Конечно, и красота, и правда кажутся теперь неверными ориентирами, оставшимися нам в наследство от относительно невинного прошлого. В деликатных переговорах с настоящим, которые Загаевский ведет от имени находящихся под угрозой вымирания истин, ностальгия считается признаком ущербной аргументации. Тем не менее даже при отсутствии былой определенности и лицензии на риторику автор обязуется отстаивать идею «возвышенного» или «благородного» в литературе – предполагая, что нам всё еще нужны качества в искусстве, которым служат такие почти вышедшие из употребления слова. Самая красноречивая, исчерпывающая защита позиций Загаевского – это речь под названием Истертое и возвышенное, что он держал в голландском университете в 1998 году, поставив псевдонаивный вопрос: «Возможно ли всё еще литературное величие?»

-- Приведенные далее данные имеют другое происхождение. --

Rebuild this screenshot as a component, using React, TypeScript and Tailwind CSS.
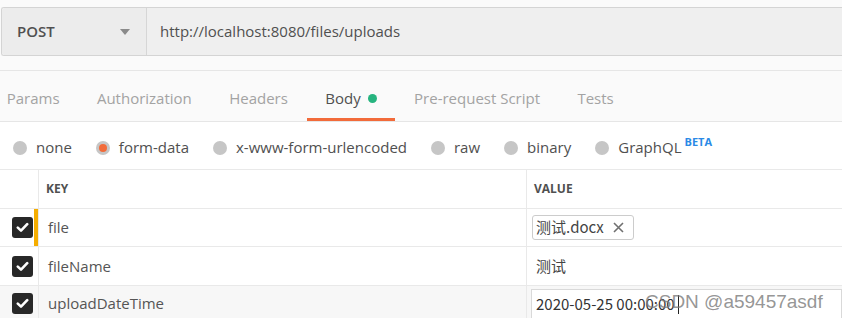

Вера в литературное величие подразумевает, что до сих пор не умерла способность к восхищению. Когда восхищение растлевается, то есть делается циничным, вопрос, возможно ли величие, просто исчезает. Нигилизм и восхищение состязаются, саботируют друг друга, борются, чтобы друг друга ослабить. (Как ирония и экстаз.)

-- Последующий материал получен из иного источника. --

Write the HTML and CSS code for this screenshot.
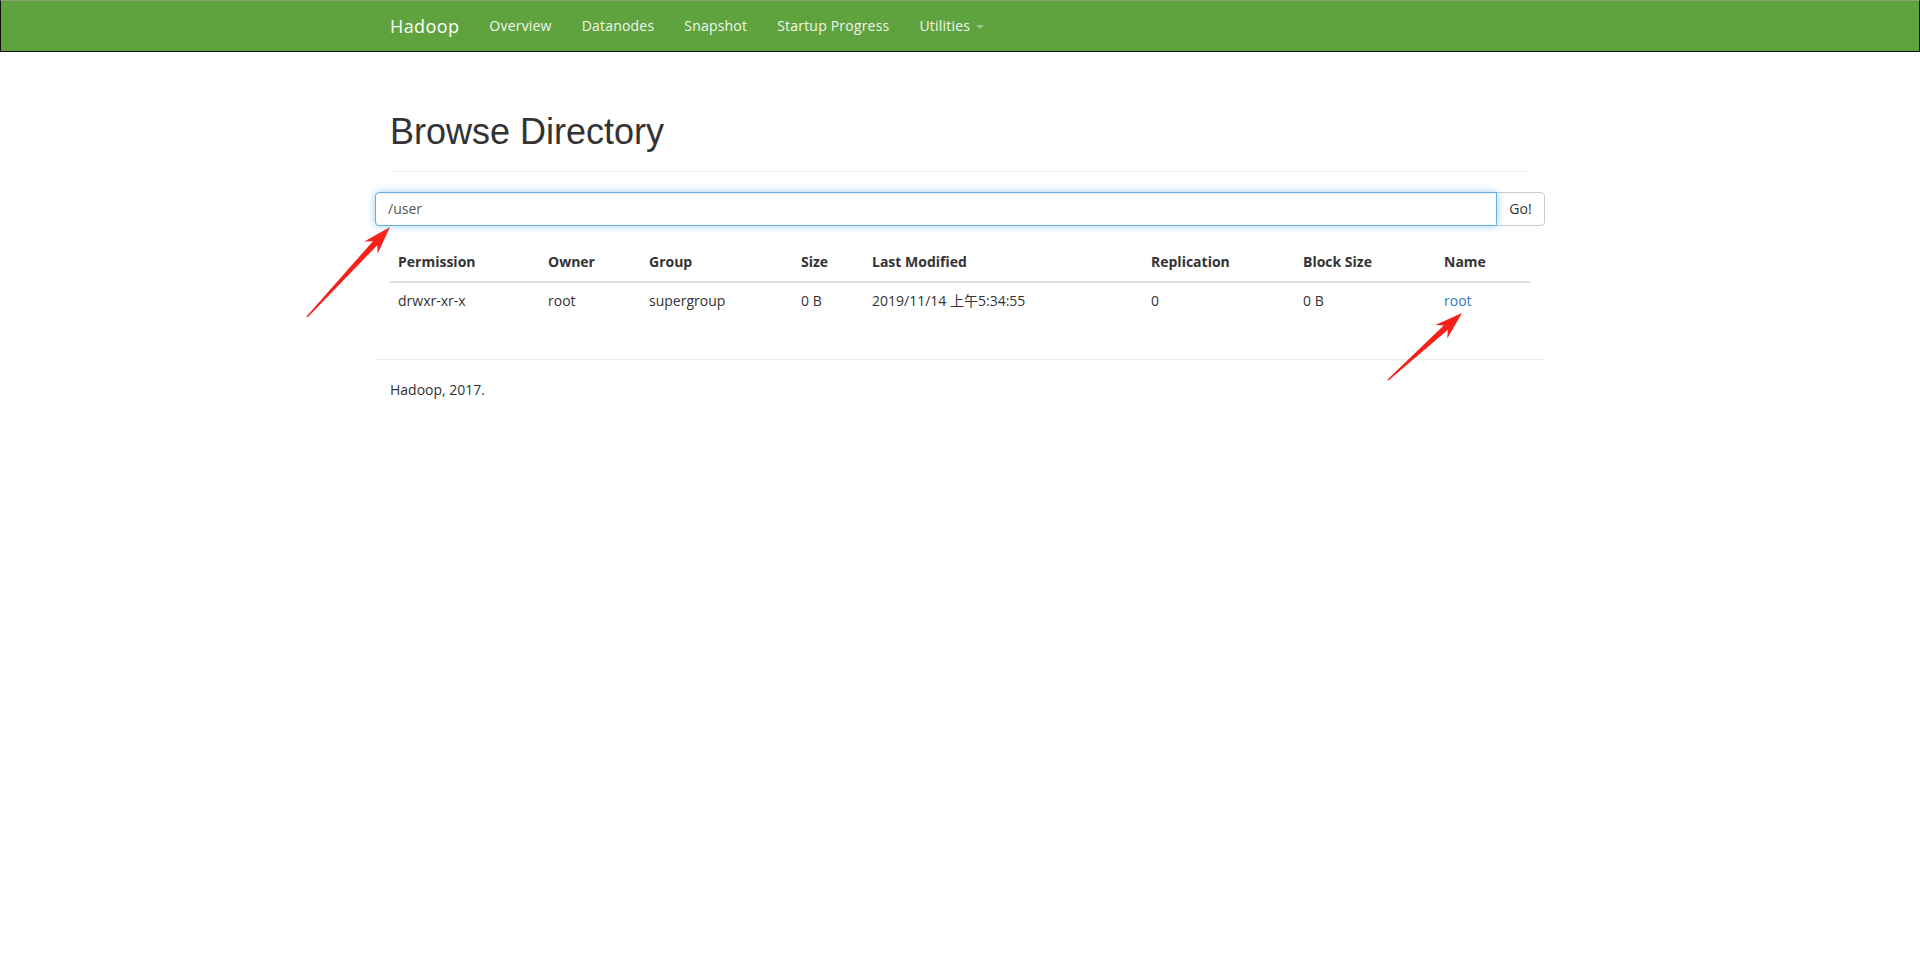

Хотя Загаевский и разочарован «нисходящей мутацией европейской литературы», но отказывается размышлять о причинах растущего субъективизма и восстания против «величия». Возможно, тем, кто воспитан в условиях жестокости и посредственности административно-командной системы, труднее испытывать возмущение меркантилистскими ценностями (часто сокрытыми под маской «демократических» или популистских принципов), которые подорвали основы возвышенного. «Советская цивилизация», известная также как коммунизм, была большой консервативной силой. Культурная политика коммунистических режимов набальзамировала старые, иерархические представления о творческих свершениях, стремясь привить знатную родословную собственным пропагандистским банальностям. Напротив, капитализм исповедует действительно радикальное отношение к культуре, устраняя само понятие величия в искусстве, которое как «элитистскую» презумпцию яро отвергают экуменические мещане в облике как прогрессистов, так и реакционеров.